Pages as source code –
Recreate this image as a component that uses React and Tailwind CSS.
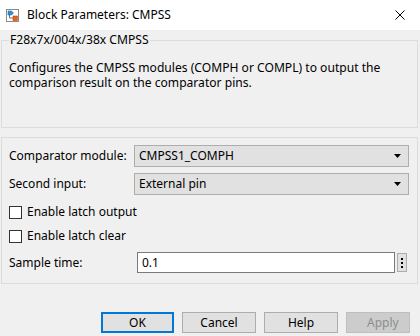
import React from "react";

function BlockIcon() {
  return (
    <svg width="13" height="13" viewBox="0 0 13 13">
      <rect x="0.5" y="0.5" width="12" height="12" fill="#fff" stroke="#8a8a8a" />
      <path d="M2 2 H5.5 L7.5 4 L5.5 6 H2 Z" fill="#2f8fd8" stroke="#1d6fb0" strokeWidth="0.6" />
      <path d="M3.5 6 V9 H7" fill="none" stroke="#555" strokeWidth="0.8" />
      <rect x="7" y="7" width="4.5" height="4.5" fill="#e8621a" stroke="#b84a10" strokeWidth="0.6" />
    </svg>
  );
}

function Arrow() {
  return (
    <svg width="7" height="4" viewBox="0 0 7 4" className="absolute right-[7px] top-[8px]">
      <path d="M0 0 H7 L3.5 4 Z" fill="#000" />
    </svg>
  );
}

function Select({ value }) {
  return (
    <div className="relative w-[275px] h-[22px] bg-[#e1e1e1] border border-[#adadad] flex items-center pl-[4px]">
      <span>{value}</span>
      <Arrow />
    </div>
  );
}

function Checkbox({ label }) {
  return (
    <div className="flex items-center h-[22px] pl-[7px]">
      <div className="w-[13px] h-[13px] bg-white border border-[#333333]" />
      <span className="ml-[5px]">{label}</span>
    </div>
  );
}

export default function App() {
  return (
    <div
      className="w-[420px] h-[336px] bg-[#f0f0f0] flex flex-col text-[12px] text-black overflow-hidden"
      style={{ fontFamily: '"Noto Sans", "Open Sans", sans-serif' }}
    >
      <div className="h-[30px] bg-white flex items-center shrink-0">
        <div className="ml-[6px] flex items-center">
          <BlockIcon />
        </div>
        <span className="ml-[8px] text-[12px]">Block Parameters: CMPSS</span>
        <div className="ml-auto mr-[15px] flex items-center">
          <svg width="10" height="10" viewBox="0 0 10 10">
            <path d="M0.5 0.5 L9.5 9.5 M9.5 0.5 L0.5 9.5" stroke="#000" strokeWidth="1" />
          </svg>
        </div>
      </div>

      <div className="relative mt-[10px] ml-[1px] w-[417px] h-[88px] border border-[#dcdcdc] shrink-0 pt-[19px] px-[7px] leading-[15px] text-[12.1px]">
        <span className="absolute left-[7px] top-[-9px] bg-[#f0f0f0] px-[1px] leading-[16px]">
          F28x7x/004x/38x CMPSS
        </span>
        <div>Configures the CMPSS modules (COMPH or COMPL) to output the</div>
        <div>comparison result on the comparator pins.</div>
      </div>

      <div className="mt-[9px] ml-[1px] w-[417px] h-[147px] border border-[#dcdcdc] shrink-0 pt-[7px] flex flex-col">
        <div className="flex items-center h-[22px]">
          <span className="pl-[7px] w-[132px]">Comparator module:</span>
          <Select value="CMPSS1_COMPH" />
        </div>
        <div className="flex items-center h-[22px] mt-[6px]">
          <span className="pl-[7px] w-[132px]">Second input:</span>
          <Select value="External pin" />
        </div>
        <div className="mt-[6px]">
          <Checkbox label="Enable latch output" />
        </div>
        <div className="mt-[2px]">
          <Checkbox label="Enable latch clear" />
        </div>
        <div className="flex items-center h-[21px] mt-[5px]">
          <span className="pl-[7px] w-[135px]">Sample time:</span>
          <div className="w-[258px] h-[21px] bg-white border border-[#7a7a7a] flex items-center pl-[4px]">
            0.1
          </div>
          <div className="ml-[2px] w-[10px] h-[19px] bg-[#e1e1e1] border border-[#adadad] flex flex-col items-center justify-center gap-[2px]">
            <div className="w-[2px] h-[2px] bg-black" />
            <div className="w-[2px] h-[2px] bg-black" />
            <div className="w-[2px] h-[2px] bg-black" />
          </div>
        </div>
      </div>

      <div className="flex mt-[28px] ml-[101px] gap-[8px] shrink-0">
        <div className="w-[73px] h-[21px] border-2 border-[#0078d7] bg-[#e1e1e1] flex items-center justify-center">
          OK
        </div>
        <div className="w-[74px] h-[21px] border border-[#adadad] bg-[#e1e1e1] flex items-center justify-center">
          Cancel
        </div>
        <div className="w-[74px] h-[21px] border border-[#adadad] bg-[#e1e1e1] flex items-center justify-center">
          Help
        </div>
        <div className="w-[64px] h-[21px] border border-[#bfbfbf] bg-[#cccccc] flex items-center pl-[20px] text-[#8c8c8c]">
          Apply
        </div>
      </div>
    </div>
  );
}
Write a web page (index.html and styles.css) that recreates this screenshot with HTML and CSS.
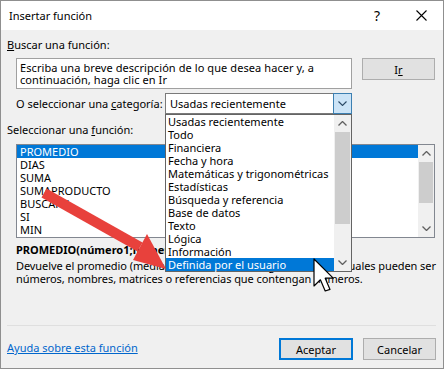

Exercise goal –
Exclude the pictures, and transcribe all of the material exactly.

Exercise output –
Recreate this image as a component that uses React and Tailwind CSS.
import React from "react";

function BlockIcon() {
  return (
    <svg width="13" height="13" viewBox="0 0 13 13">
      <rect x="0.5" y="0.5" width="12" height="12" fill="#fff" stroke="#8a8a8a" />
      <path d="M2 2 H5.5 L7.5 4 L5.5 6 H2 Z" fill="#2f8fd8" stroke="#1d6fb0" strokeWidth="0.6" />
      <path d="M3.5 6 V9 H7" fill="none" stroke="#555" strokeWidth="0.8" />
      <rect x="7" y="7" width="4.5" height="4.5" fill="#e8621a" stroke="#b84a10" strokeWidth="0.6" />
    </svg>
  );
}

function Arrow() {
  return (
    <svg width="7" height="4" viewBox="0 0 7 4" className="absolute right-[7px] top-[8px]">
      <path d="M0 0 H7 L3.5 4 Z" fill="#000" />
    </svg>
  );
}

function Select({ value }) {
  return (
    <div className="relative w-[275px] h-[22px] bg-[#e1e1e1] border border-[#adadad] flex items-center pl-[4px]">
      <span>{value}</span>
      <Arrow />
    </div>
  );
}

function Checkbox({ label }) {
  return (
    <div className="flex items-center h-[22px] pl-[7px]">
      <div className="w-[13px] h-[13px] bg-white border border-[#333333]" />
      <span className="ml-[5px]">{label}</span>
    </div>
  );
}

export default function App() {
  return (
    <div
      className="w-[420px] h-[336px] bg-[#f0f0f0] flex flex-col text-[12px] text-black overflow-hidden"
      style={{ fontFamily: '"Noto Sans", "Open Sans", sans-serif' }}
    >
      <div className="h-[30px] bg-white flex items-center shrink-0">
        <div className="ml-[6px] flex items-center">
          <BlockIcon />
        </div>
        <span className="ml-[8px] text-[12px]">Block Parameters: CMPSS</span>
        <div className="ml-auto mr-[15px] flex items-center">
          <svg width="10" height="10" viewBox="0 0 10 10">
            <path d="M0.5 0.5 L9.5 9.5 M9.5 0.5 L0.5 9.5" stroke="#000" strokeWidth="1" />
          </svg>
        </div>
      </div>

      <div className="relative mt-[10px] ml-[1px] w-[417px] h-[88px] border border-[#dcdcdc] shrink-0 pt-[19px] px-[7px] leading-[15px] text-[12.1px]">
        <span className="absolute left-[7px] top-[-9px] bg-[#f0f0f0] px-[1px] leading-[16px]">
          F28x7x/004x/38x CMPSS
        </span>
        <div>Configures the CMPSS modules (COMPH or COMPL) to output the</div>
        <div>comparison result on the comparator pins.</div>
      </div>

      <div className="mt-[9px] ml-[1px] w-[417px] h-[147px] border border-[#dcdcdc] shrink-0 pt-[7px] flex flex-col">
        <div className="flex items-center h-[22px]">
          <span className="pl-[7px] w-[132px]">Comparator module:</span>
          <Select value="CMPSS1_COMPH" />
        </div>
        <div className="flex items-center h-[22px] mt-[6px]">
          <span className="pl-[7px] w-[132px]">Second input:</span>
          <Select value="External pin" />
        </div>
        <div className="mt-[6px]">
          <Checkbox label="Enable latch output" />
        </div>
        <div className="mt-[2px]">
          <Checkbox label="Enable latch clear" />
        </div>
        <div className="flex items-center h-[21px] mt-[5px]">
          <span className="pl-[7px] w-[135px]">Sample time:</span>
          <div className="w-[258px] h-[21px] bg-white border border-[#7a7a7a] flex items-center pl-[4px]">
            0.1
          </div>
          <div className="ml-[2px] w-[10px] h-[19px] bg-[#e1e1e1] border border-[#adadad] flex flex-col items-center justify-center gap-[2px]">
            <div className="w-[2px] h-[2px] bg-black" />
            <div className="w-[2px] h-[2px] bg-black" />
            <div className="w-[2px] h-[2px] bg-black" />
          </div>
        </div>
      </div>

      <div className="flex mt-[28px] ml-[101px] gap-[8px] shrink-0">
        <div className="w-[73px] h-[21px] border-2 border-[#0078d7] bg-[#e1e1e1] flex items-center justify-center">
          OK
        </div>
        <div className="w-[74px] h-[21px] border border-[#adadad] bg-[#e1e1e1] flex items-center justify-center">
          Cancel
        </div>
        <div className="w-[74px] h-[21px] border border-[#adadad] bg-[#e1e1e1] flex items-center justify-center">
          Help
        </div>
        <div className="w-[64px] h-[21px] border border-[#bfbfbf] bg-[#cccccc] flex items-center pl-[20px] text-[#8c8c8c]">
          Apply
        </div>
      </div>
    </div>
  );
}
Write a web page (index.html and styles.css) that recreates this screenshot with HTML and CSS.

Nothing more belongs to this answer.